Alternative strategy: Wait 12 months. At that point, you have 14 months remaining. The penalty will be lower (calculated on 14 months instead of 26), and you are closer to maturity. Run the math again then.
When to Get a Penalty Quote
Call your lender for a written penalty quote if:
- Rates have dropped 1.0%+ since you locked in
- You need to access equity for any reason
- You are selling your home
- You are considering debt consolidation
- You are unhappy with your lender and want to switch
Penalty quotes are free and give you the exact number. Do not guess — get the real calculation.
FAQ: Breaking Your Mortgage Early
Q: Can I negotiate my penalty with the lender?
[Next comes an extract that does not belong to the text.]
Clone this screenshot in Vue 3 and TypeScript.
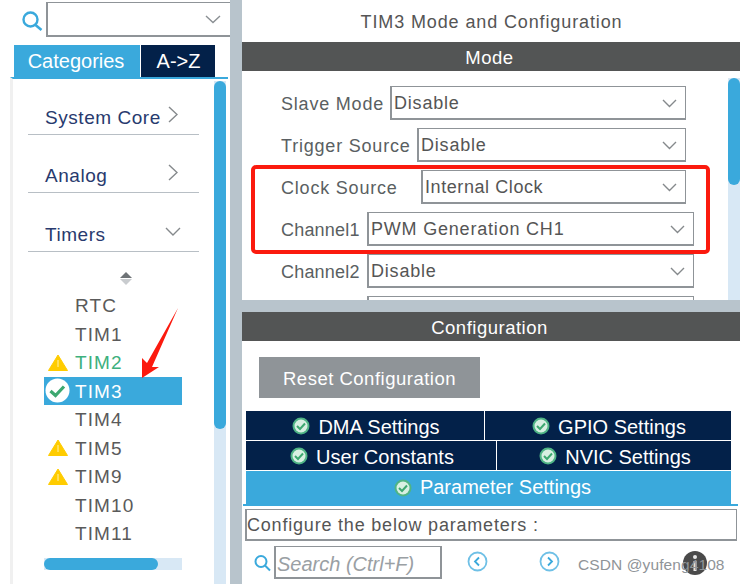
<script setup lang="ts">
interface Item { name: string; icon?: 'warn' | 'check'; cls?: string }
const cats = [
  { name: 'System Core', open: false },
  { name: 'Analog', open: false },
  { name: 'Timers', open: true },
]
const items: Item[] = [
  { name: 'RTC' },
  { name: 'TIM1' },
  { name: 'TIM2', icon: 'warn', cls: 'green' },
  { name: 'TIM3', icon: 'check', cls: 'picked' },
  { name: 'TIM4' },
  { name: 'TIM5', icon: 'warn' },
  { name: 'TIM9', icon: 'warn' },
  { name: 'TIM10' },
  { name: 'TIM11' },
]
const rows = [
  { label: 'Slave Mode', value: 'Disable', cls: 'r-slave' },
  { label: 'Trigger Source', value: 'Disable', cls: 'r-trig' },
  { label: 'Clock Source', value: 'Internal Clock', cls: 'r-clock' },
  { label: 'Channel1', value: 'PWM Generation CH1', cls: 'r-ch' },
  { label: 'Channel2', value: 'Disable', cls: 'r-ch' },
  { label: '', value: '', cls: 'r-ch' },
]
</script>

<template>
  <div class="app">
    <aside class="left">
      <div class="searchbar">
        <svg class="lens" width="22" height="22" viewBox="0 0 22 22">
          <circle cx="9.5" cy="9.5" r="7" fill="none" stroke="#3aa9dc" stroke-width="2.4" />
          <path d="M14.5 15l6 5" stroke="#3aa9dc" stroke-width="2.6" fill="none" />
        </svg>
        <div class="combo">
          <svg width="16" height="9" viewBox="0 0 16 9"><path d="M1 1l7 6.500L15 1" fill="none" stroke="#8a8f93" stroke-width="1.4" /></svg>
        </div>
      </div>
      <div class="tabs">
        <div class="tab on">Categories</div>
        <div class="tab off">A-&gt;Z</div>
      </div>
      <div class="panel">
        <div class="panel-main">
          <div v-for="c in cats" :key="c.name" class="cat">
            <span>{{ c.name }}</span>
            <svg v-if="c.open" class="cat-down" width="16" height="10" viewBox="0 0 16 10"><path d="M1 1l7 7 7-7" fill="none" stroke="#85898c" stroke-width="1.4" /></svg>
            <svg v-else class="cat-right" width="10" height="17" viewBox="0 0 10 17"><path d="M1 1l8 7.500-8 7.500" fill="none" stroke="#85898c" stroke-width="1.4" /></svg>
          </div>
          <div class="updown"><i class="up"></i><i class="down"></i></div>
          <div class="list">
            <div v-for="it in items" :key="it.name" class="item" :class="it.cls">
              <span class="ic">
                <svg v-if="it.icon === 'warn'" width="20" height="17" viewBox="0 0 20 17">
                  <path d="M10 1L19.500 16.500H0.500Z" fill="#ffcc00" stroke="#ffcc00" stroke-linejoin="round" />
                  <path d="M10 6v7" stroke="#fff3b0" stroke-width="1" />
                </svg>
                <svg v-else-if="it.icon === 'check'" width="25" height="25" viewBox="0 0 25 25">
                  <circle cx="12.500" cy="12.500" r="12" fill="#fff" />
                  <path d="M5.500 13l5 4.500 8.500-9" fill="none" stroke="#3da870" stroke-width="3.200" />
                </svg>
              </span>
              <span class="item-name">{{ it.name }}</span>
            </div>
          </div>
          <div class="hbar"><div class="hthumb"></div></div>
        </div>
        <div class="vtrack"><div class="vthumb"></div></div>
      </div>
    </aside>

    <main class="right">
      <section class="top">
        <h1 class="title">TIM3 Mode and Configuration</h1>
        <div class="bar">Mode</div>
        <div class="mode">
          <div class="form">
            <div v-for="(r, i) in rows" :key="i" class="row" :class="r.cls">
              <span class="lbl">{{ r.label }}</span>
              <div class="sel">
                <span>{{ r.value }}</span>
                <svg width="15" height="9" viewBox="0 0 15 9"><path d="M1 1l6.500 6.500L14 1" fill="none" stroke="#85898c" stroke-width="1.4" /></svg>
              </div>
            </div>
          </div>
          <div class="mtrack"><div class="mthumb"></div></div>
        </div>
      </section>
      <section class="bottom">
        <div class="bar">Configuration</div>
        <button class="reset">Reset Configuration</button>
        <div class="ctabs">
          <div class="crow c1">
            <div class="ctab"><svg class="ok" viewBox="0 0 18 18"><circle cx="9" cy="9" r="8.500" fill="#4fb485"/><circle cx="9" cy="9" r="6.500" fill="#d8f0e2"/><path d="M5 9l3 3 5-5.500" fill="none" stroke="#3da870" stroke-width="2"/></svg>DMA Settings</div>
            <div class="ctab"><svg class="ok" viewBox="0 0 18 18"><circle cx="9" cy="9" r="8.500" fill="#4fb485"/><circle cx="9" cy="9" r="6.500" fill="#d8f0e2"/><path d="M5 9l3 3 5-5.500" fill="none" stroke="#3da870" stroke-width="2"/></svg>GPIO Settings</div>
          </div>
          <div class="crow c2">
            <div class="ctab"><svg class="ok" viewBox="0 0 18 18"><circle cx="9" cy="9" r="8.500" fill="#4fb485"/><circle cx="9" cy="9" r="6.500" fill="#d8f0e2"/><path d="M5 9l3 3 5-5.500" fill="none" stroke="#3da870" stroke-width="2"/></svg>User Constants</div>
            <div class="ctab"><svg class="ok" viewBox="0 0 18 18"><circle cx="9" cy="9" r="8.500" fill="#4fb485"/><circle cx="9" cy="9" r="6.500" fill="#d8f0e2"/><path d="M5 9l3 3 5-5.500" fill="none" stroke="#3da870" stroke-width="2"/></svg>NVIC Settings</div>
          </div>
          <div class="ctab param"><svg class="ok" viewBox="0 0 18 18"><circle cx="9" cy="9" r="8.500" fill="#4fb485"/><circle cx="9" cy="9" r="6.500" fill="#d8f0e2"/><path d="M5 9l3 3 5-5.500" fill="none" stroke="#3da870" stroke-width="2"/></svg>Parameter Settings</div>
        </div>
        <div class="cline"></div>
        <div class="configure">Configure the below parameters :</div>
        <div class="tools">
          <svg width="17" height="18" viewBox="0 0 17 18"><circle cx="7" cy="7.500" r="5.500" fill="none" stroke="#3aa9dc" stroke-width="2"/><path d="M11 11.500l5 5" stroke="#3aa9dc" stroke-width="2"/></svg>
          <div class="search">Search (Ctrl+F)</div>
          <svg class="nav n1" width="21" height="21" viewBox="0 0 21 21"><circle cx="10.500" cy="10.500" r="9" fill="none" stroke="#6fc0e6" stroke-width="1.800"/><path d="M12 6.500l-4 4 4 4" fill="none" stroke="#3aa9dc" stroke-width="1.800"/></svg>
          <svg class="nav n2" width="21" height="21" viewBox="0 0 21 21"><circle cx="10.500" cy="10.500" r="9" fill="none" stroke="#6fc0e6" stroke-width="1.800"/><path d="M9 6.500l4 4-4 4" fill="none" stroke="#3aa9dc" stroke-width="1.800"/></svg>
        </div>
      </section>
    </main>

    <div class="redbox"></div>
    <svg class="arrow" width="42" height="74" viewBox="0 0 42 74">
      <path d="M38 1L12 60H19L2 71V51L7 56Z" fill="#fb1a0e" />
    </svg>
    <svg class="wm-dot" width="24" height="24" viewBox="0 0 24 24">
      <circle cx="12" cy="12" r="12" fill="#4a4a4a" />
      <circle cx="12" cy="6" r="2" fill="#e8e8e8" />
      <rect x="10.500" y="10" width="3" height="10" fill="#e8e8e8" />
    </svg>
    <div class="wm">CSDN @yufeng4108</div>
  </div>
</template>

<style>
html, body { margin: 0; background: #fff; }
</style>

<style scoped>
.app {
  position: relative;
  width: 740px;
  height: 584px;
  overflow: hidden;
  display: flex;
  background: #b8c4cc;
  font-family: "Liberation Sans", Arial, sans-serif;
  color: #5a5a5a;
}
.left {
  width: 230px;
  height: 584px;
  background: #fff;
  display: flex;
  flex-direction: column;
  flex: none;
}
.searchbar { height: 45px; display: flex; padding: 2px 0 0 21px; box-sizing: border-box; flex: none; }
.lens { margin-top: 8px; }
.combo {
  width: 184px; height: 35px; margin-left: 3px; box-sizing: border-box;
  border: 1px solid #8f9498; border-width: 1px 0 2px 2px;
  display: flex; align-items: center; justify-content: flex-end; padding-right: 9px;
}
.tabs { display: flex; height: 32px; margin-left: 14px; flex: none; }
.tab { height: 32px; line-height: 32px; text-align: center; font-size: 20px; color: #fff; box-sizing: border-box; }
.tab.on { width: 126px; background: #3aa9dc; padding-right: 2px; }
.tab.off { width: 74px; margin-left: 1px; background: #032149; padding-left: 1px; }
.panel {
  flex: 1; display: flex; margin-left: 10px; margin-right: 2px; min-height: 0;
  border-top: 2px solid #3aa9dc; border-left: 3px solid #f0f0f0; padding-top: 2px; position: relative;
}
.panel-main { width: 201px; flex: none; position: relative; }
.vtrack { width: 12px; background: #d8e8f5; }
.vthumb { height: 348px; background: #3aa9dc; border-radius: 6px; }
.cat {
  margin: 0 15px; height: 58px; box-sizing: border-box; border-bottom: 1px solid #b8bfc5;
  color: #283a6e; font-size: 19px; letter-spacing: .55px; position: relative;
  display: flex; align-items: flex-end; padding: 0 0 5px 17px;
}
.cat:nth-child(1) { height: 54px; }
.cat:nth-child(3) { height: 59px; }
.cat-right { position: absolute; left: 140px; bottom: 11px; }
.cat-down { position: absolute; left: 137px; bottom: 14px; }
.updown { height: 15px; margin: 20px 0 4px; display: flex; flex-direction: column; align-items: center; width: 226px; gap: 1px; }
.up { width: 0; height: 0; border: 6px solid transparent; border-top: 0; border-bottom: 6px solid #6e7376; }
.down { width: 0; height: 0; border: 6px solid transparent; border-bottom: 0; border-top: 6px solid #c9cccf; }
.list { margin-left: 31px; width: 138px; }
.item {
  height: 28.500px; display: flex; align-items: center; font-size: 19px; letter-spacing: 1.100px;
}
.item-name { padding-top: 2px; }
.ic { width: 31px; flex: none; display: flex; justify-content: center; }
.item .ic svg { margin-left: -4px; }
.item.green { color: #3db07d; }
.item.picked { background: #3aa9dc; color: #fff; }
.hbar { margin: 10px 0 0 31px; width: 138px; height: 12px; background: #d8e8f5; }
.hthumb { width: 114px; height: 12px; border-radius: 6px; background: #3aa9dc; }

.right { width: 498px; margin-left: 12px; display: flex; flex-direction: column; flex: none; gap: 12px; }
.top { height: 300px; background: #fff; display: flex; flex-direction: column; overflow: hidden; flex: none; }
.title { margin: 0; height: 42px; line-height: 44px; text-align: center; font-size: 18px; font-weight: 400; letter-spacing: .88px; color: #555; padding-left: 1px; }
.bar { height: 29px; line-height: 31px; background: #535555; color: #fff; text-align: center; font-size: 18.500px; flex: none; letter-spacing: .5px; padding-right: 3px; box-sizing: border-box; }
.mode { flex: 1; display: flex; position: relative; min-height: 0; }
.form { flex: 1; padding: 15px 0 0 39px; display: flex; flex-direction: column; gap: 8px; }
.row { display: flex; height: 34px; align-items: center; font-size: 18px; letter-spacing: .8px; flex: none; }
.lbl { flex: none; white-space: nowrap; color: #5a5f62; padding-top: 2px; }
.sel {
  box-sizing: border-box; height: 34px; border: 1px solid #8f9498; border-left-width: 2px; border-bottom-width: 2px;
  display: flex; align-items: center; justify-content: space-between; padding: 2px 8px 0 2px; color: #555;
}
.r-slave .lbl { width: 109px; } .r-slave .sel { width: 296px; }
.r-trig .lbl { width: 136px; } .r-trig .sel { width: 269px; }
.r-clock .lbl { width: 140px; } .r-clock .sel { width: 265px; }
.r-ch .lbl { width: 86px; letter-spacing: .2px; } .r-ch .sel { width: 327px; }
.r-clock .sel > span { letter-spacing: .58px; }
.mtrack { position: absolute; right: 0; top: 7px; bottom: 0; width: 12px; background: #d8e8f5; }
.mthumb { height: 107px; background: #3aa9dc; border-radius: 6px; }

.bottom { flex: 1; background: #fff; display: flex; flex-direction: column; min-height: 0; }
.reset {
  margin: 16px 0 0 17px; width: 221px; height: 41px; border: 0; background: #8f9498; color: #fff;
  font: 18.500px "Liberation Sans", Arial, sans-serif; letter-spacing: .5px; padding: 2px 0 0; flex: none;
}
.ctabs { margin: 13px 0 0 4px; width: 485px; display: flex; flex-direction: column; gap: 1px; }
.crow { display: flex; gap: 1px; height: 29px; }
.ctab {
  background: #032149; color: #fff; font-size: 20px; display: flex; align-items: center; justify-content: center; height: 29px; padding-top: 3px; box-sizing: border-box;
}
.c1 .ctab:first-child { width: 238px; } .c1 .ctab:last-child { width: 246px; }
.c2 .ctab:first-child { width: 250px; } .c2 .ctab:last-child { width: 234px; }
.ok { width: 18px; height: 18px; margin: -3px 10px 0 0; flex: none; position: relative; left: 2px; }
.ctab.param { background: #3aa9dc; height: 33px; padding-left: 6px; padding-top: 0; }
.ctab.param .ok { margin-top: 0; }
.cline { margin: 0 0 0 1px; width: 495px; height: 2px; background: #3aa9dc; flex: none; }
.configure {
  margin: 3px 0 0 3px; width: 492px; height: 32px; box-sizing: border-box; border: 1px solid #8f9498; border-width: 1px 1px 2px 2px;
  font-size: 18px; letter-spacing: .8px; line-height: 30px; white-space: nowrap; color: #555; flex: none;
}
.tools { display: flex; align-items: center; padding: 5px 0 0 12px; height: 33px; position: relative; }
.search {
  box-sizing: border-box; margin-left: 3px; width: 168px; height: 33px; border: 2px solid #8f9498; border-width: 1px 2px 2px 2px;
  color: #9aa0a4; font-style: italic; font-size: 20px; line-height: 35px; padding-left: 1px;
}
.nav { position: absolute; top: 10px; }
.n1 { left: 225px; } .n2 { left: 297px; }

.redbox {
  position: absolute; left: 251px; top: 165px; width: 459px; height: 89px; box-sizing: border-box;
  border: 4px solid #fb1a0e; border-radius: 5px;
}
.arrow { position: absolute; left: 140px; top: 307px; }
.wm-dot { position: absolute; left: 683px; top: 551px; }
.wm { position: absolute; left: 578px; top: 556px; font-size: 15.500px; color: #8f9498; white-space: nowrap; letter-spacing: .1px; }
</style>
A: Unlikely. Penalties are contractual and calculated per the mortgage terms you signed. Some lenders offer penalty relief in hardship situations (job loss, divorce), but this is rare.
Q: Does breaking my mortgage hurt my credit? A: No. Paying out your mortgage early (even with a penalty) has no negative impact on your credit score.
Q: If I break my mortgage, do I have to switch lenders? A: No. You can refinance with your current lender. They will still charge the penalty, but you avoid some legal costs.
Q: Can I add the penalty to my new mortgage? A: Yes. Most lenders allow you to roll the penalty into the new mortgage balance, so you do not pay it in cash.
Final Thoughts
Breaking your mortgage early is not inherently good or bad — it depends on the math. If your savings exceed your costs (penalty + legal + appraisal), breaking makes sense. If not, stay put.
The biggest mistake homeowners make is breaking impulsively without calculating the true cost. A $12,000 penalty might sound horrible, but if it saves you $25,000 in interest over the remaining term, it is a smart move.
Always get a penalty quote, run the break-even analysis, and factor in refinancing costs. The numbers do not lie.